# Start of DATASET EXTRACT
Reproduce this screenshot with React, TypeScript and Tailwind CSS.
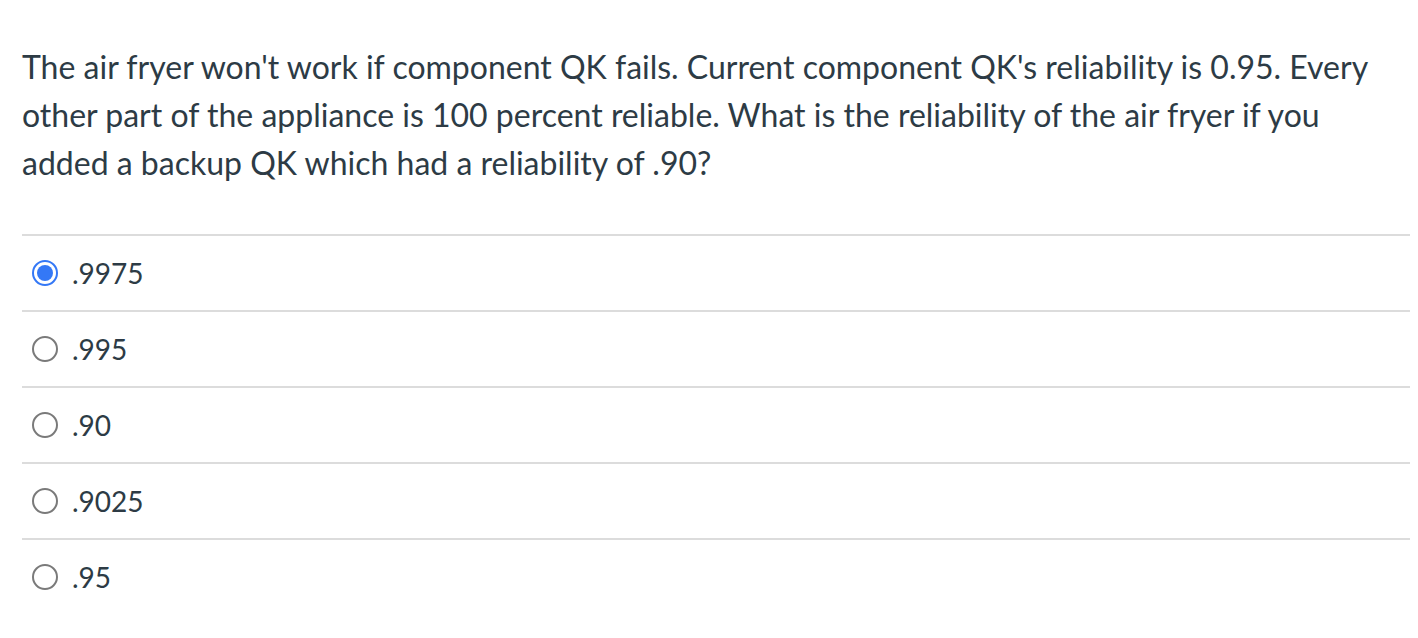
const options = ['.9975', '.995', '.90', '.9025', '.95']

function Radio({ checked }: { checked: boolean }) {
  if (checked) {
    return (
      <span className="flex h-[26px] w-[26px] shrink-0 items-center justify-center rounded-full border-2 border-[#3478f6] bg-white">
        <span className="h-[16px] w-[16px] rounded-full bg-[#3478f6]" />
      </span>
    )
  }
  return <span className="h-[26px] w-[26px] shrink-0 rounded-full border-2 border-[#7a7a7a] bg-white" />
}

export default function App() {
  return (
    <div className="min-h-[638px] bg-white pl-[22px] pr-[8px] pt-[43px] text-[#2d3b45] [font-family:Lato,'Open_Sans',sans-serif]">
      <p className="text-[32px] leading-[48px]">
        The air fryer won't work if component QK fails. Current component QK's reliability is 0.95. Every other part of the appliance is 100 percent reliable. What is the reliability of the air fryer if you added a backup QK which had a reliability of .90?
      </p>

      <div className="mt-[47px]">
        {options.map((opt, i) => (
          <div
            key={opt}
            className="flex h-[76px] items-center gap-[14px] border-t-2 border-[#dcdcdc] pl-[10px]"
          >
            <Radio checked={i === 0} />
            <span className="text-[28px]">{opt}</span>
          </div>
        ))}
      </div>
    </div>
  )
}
# End of DATASET EXTRACT
YOUR TASK> Transcribe the whole listing, character for character, but not its images.

EXERCISE RESPONSE>
Reproduce this screenshot with React, TypeScript and Tailwind CSS.
const options = ['.9975', '.995', '.90', '.9025', '.95']

function Radio({ checked }: { checked: boolean }) {
  if (checked) {
    return (
      <span className="flex h-[26px] w-[26px] shrink-0 items-center justify-center rounded-full border-2 border-[#3478f6] bg-white">
        <span className="h-[16px] w-[16px] rounded-full bg-[#3478f6]" />
      </span>
    )
  }
  return <span className="h-[26px] w-[26px] shrink-0 rounded-full border-2 border-[#7a7a7a] bg-white" />
}

export default function App() {
  return (
    <div className="min-h-[638px] bg-white pl-[22px] pr-[8px] pt-[43px] text-[#2d3b45] [font-family:Lato,'Open_Sans',sans-serif]">
      <p className="text-[32px] leading-[48px]">
        The air fryer won't work if component QK fails. Current component QK's reliability is 0.95. Every other part of the appliance is 100 percent reliable. What is the reliability of the air fryer if you added a backup QK which had a reliability of .90?
      </p>

      <div className="mt-[47px]">
        {options.map((opt, i) => (
          <div
            key={opt}
            className="flex h-[76px] items-center gap-[14px] border-t-2 border-[#dcdcdc] pl-[10px]"
          >
            <Radio checked={i === 0} />
            <span className="text-[28px]">{opt}</span>
          </div>
        ))}
      </div>
    </div>
  )
}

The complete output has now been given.